Państwowy koncern paliwowy wystąpił do rządu o wydłużenie o 5 lat czasu danego na poszukiwania arktycznych złóż na szelfie Rosji. Tłumaczy to wyjątkowo trudnymi warunkami pogodowymi, podała agencja RBK. W piśmie skierowanym na Kreml a konkretnie do Siergieja Donskiego ministra przyrody i zasobów naturalnych, prezes Igor Sieczin chce 15 lat, a nie przyznanych 10 lat na prace geologiczno-poszukiwawcze.

Jako przyczyny wymienia poza pogodą i „trudną sytuacją lodową", także „brak specjalistycznych środków technicznych, które pozwolą wykonać skomplikowane roboty.
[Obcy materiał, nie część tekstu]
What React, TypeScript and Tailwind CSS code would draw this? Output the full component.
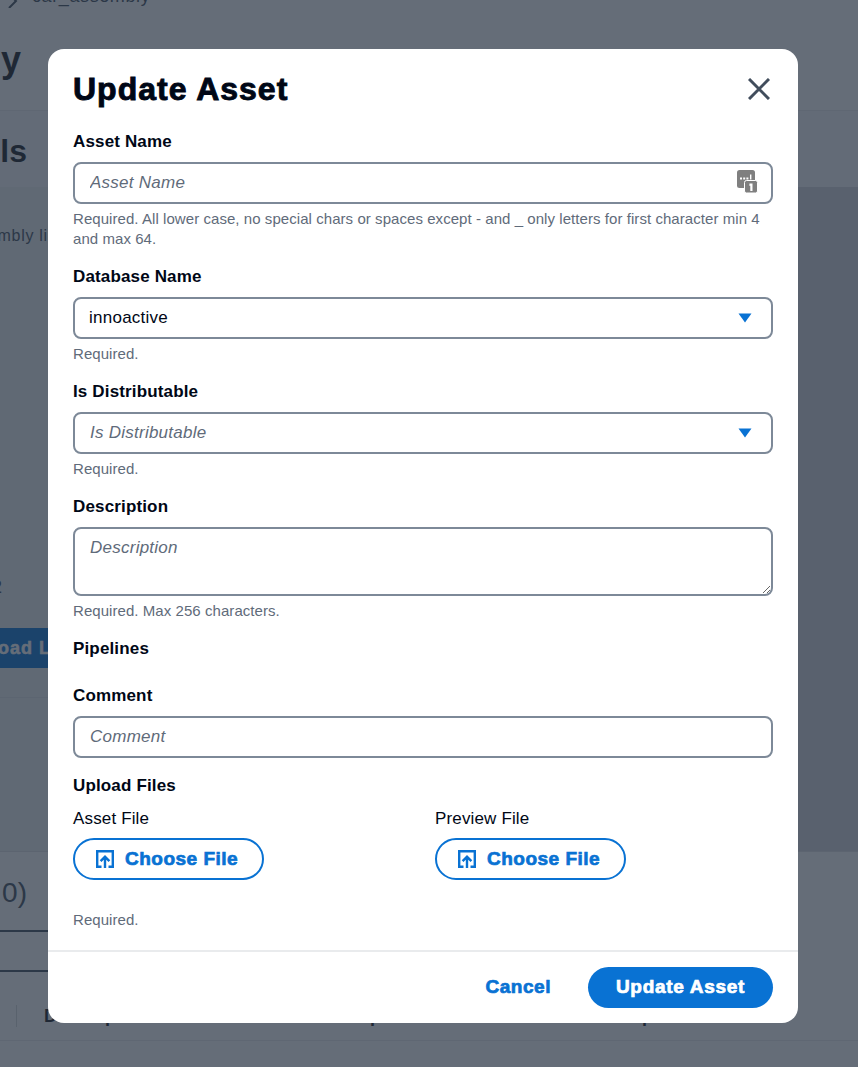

W szczególności prace na arktycznych morzach wymagają od posiadacza licencji (a Rosneft dostał ich od rządu blisko 20 - przeprowadzenia własnych badań sejsmologicznych na morzach: Karskim, Barentsa, Łaptiewów, Wschodnio-Syberyjskim, Czukockim i Beringa.

Prezes przypomina, że np. na Morzu Wschodni-Syberyjskim w ostatnich pięciu latach nie było przestrzeni wolnej od lodu. A to stanowi główna przeszkodę w prowadzeniu robót na arktycznym szelfie i wymaga to co najmniej 5 lat na dodatkowe pracy przy posiadanych technologiach prezes nie dodaje, że problemy Rosjan zaczęły się w momencie, gdy z projektu wycofał się amerykański koncern Exxon. Był on partnerem strategicznym Rosneft w Arktyce. Z 10 projektów Amerykanie zamknęli 9, w tym wszystkie w Arktyce. Wycofali ludzi i sprzęt.